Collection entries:
>> begin

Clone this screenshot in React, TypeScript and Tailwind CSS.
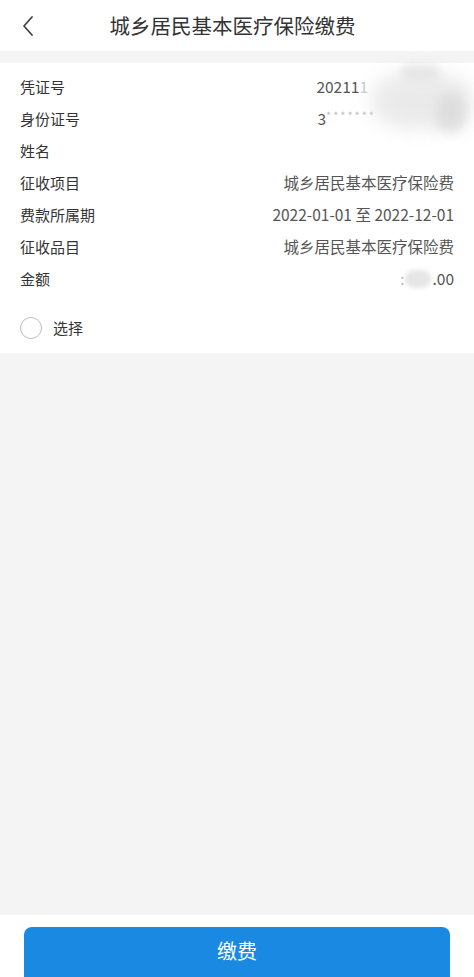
import React from 'react';

const rows: { label: string; value: React.ReactNode }[] = [
  { label: '凭证号', value: <span className="mr-[86px]">20211<span className="text-[#c8c8c8]">1</span></span> },
  { label: '身份证号', value: <span className="mr-[78px]">3<span className="text-[#c0c0c0] text-[11px] tracking-[2px] align-top">*******</span></span> },
  { label: '姓名', value: '' },
  { label: '征收项目', value: '城乡居民基本医疗保险费' },
  { label: '费款所属期', value: '2022-01-01 至 2022-12-01' },
  { label: '征收品目', value: '城乡居民基本医疗保险费' },
  {
    label: '金额',
    value: (
      <span className="flex items-center">
        <span className="text-[#bbb]">:</span>
        <span className="mx-[1px] inline-block h-[18px] w-[26px] rounded-full bg-[#e6e6e6] blur-[2px]" />
        <span>.00</span>
      </span>
    ),
  },
];

export default function App() {
  return (
    <div
      className="flex h-[977px] w-[474px] flex-col overflow-hidden bg-[#f4f4f4] text-[#333]"
      style={{ fontFamily: '"Noto Sans CJK SC", "Noto Sans", sans-serif' }}
    >
      {/* Header */}
      <div className="relative flex h-[51px] shrink-0 items-center justify-center bg-white">
        <svg className="absolute left-[20px] top-[14px]" width="16" height="24" viewBox="0 0 16 24" fill="none">
          <path d="M12 3 L4 12 L12 21" stroke="#444" strokeWidth="1.8" strokeLinecap="round" strokeLinejoin="round" />
        </svg>
        <h1 className="mr-[9px] text-[20.5px] font-normal text-[#333]">城乡居民基本医疗保险缴费</h1>
      </div>
      <div className="h-[12px] shrink-0" />

      {/* Detail card */}
      <div className="relative shrink-0 bg-white pt-[8px] pb-[9px]">
        {rows.map((r) => (
          <div key={r.label} className="flex h-[32px] items-center justify-between px-[20px] text-[15px]">
            <span className="text-[#333]">{r.label}</span>
            <span className="text-[15.5px] text-[#555]">{r.value}</span>
          </div>
        ))}
        <div className="mt-[17px] flex h-[32px] items-center pl-[20px]">
          <span className="h-[22px] w-[22px] rounded-full border border-[#bdbdbd]" />
          <span className="ml-[11px] text-[15px] text-[#333]">选择</span>
        </div>
        {/* blurred smudge over the id values */}
        <div className="pointer-events-none absolute left-[372px] top-[10px] h-[56px] w-[100px] rounded-[40%] bg-[#e2e2e2] opacity-70 blur-[9px]" />
        <div className="pointer-events-none absolute left-[400px] top-[2px] h-[16px] w-[40px] rounded-full bg-[#e4e4e4] opacity-80 blur-[4px]" />
        <div className="pointer-events-none absolute left-[436px] top-[30px] h-[40px] w-[30px] rounded-full bg-[#d8d8d8] opacity-70 blur-[6px]" />
      </div>

      <div className="flex-1" />

      {/* Footer */}
      <div className="flex h-[62px] shrink-0 items-start justify-center bg-white pt-[12px]">
        <button className="flex h-[60px] w-[426px] items-start justify-center rounded-[8px] bg-[#1a89e2] pt-[9px] text-[20px] text-white">
          缴费
        </button>
      </div>
    </div>
  );
}
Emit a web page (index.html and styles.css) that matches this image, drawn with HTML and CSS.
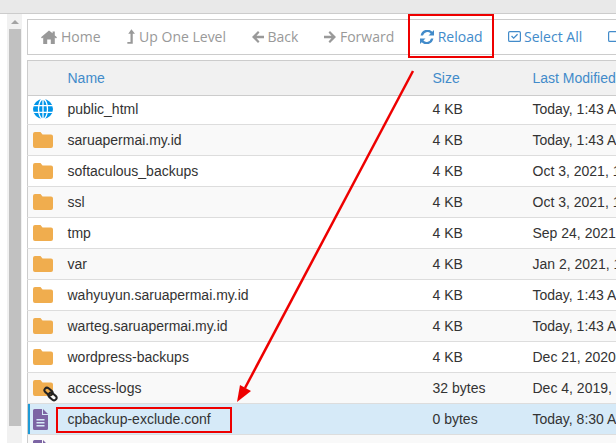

>> end

> _GIVEN PROBLEM_
Everything from the first line of the entries through the line that contains "import React from 'react';" is to be reproduced exactly, except the pictures.

> _THE RESULT_
Clone this screenshot in React, TypeScript and Tailwind CSS.
import React from 'react';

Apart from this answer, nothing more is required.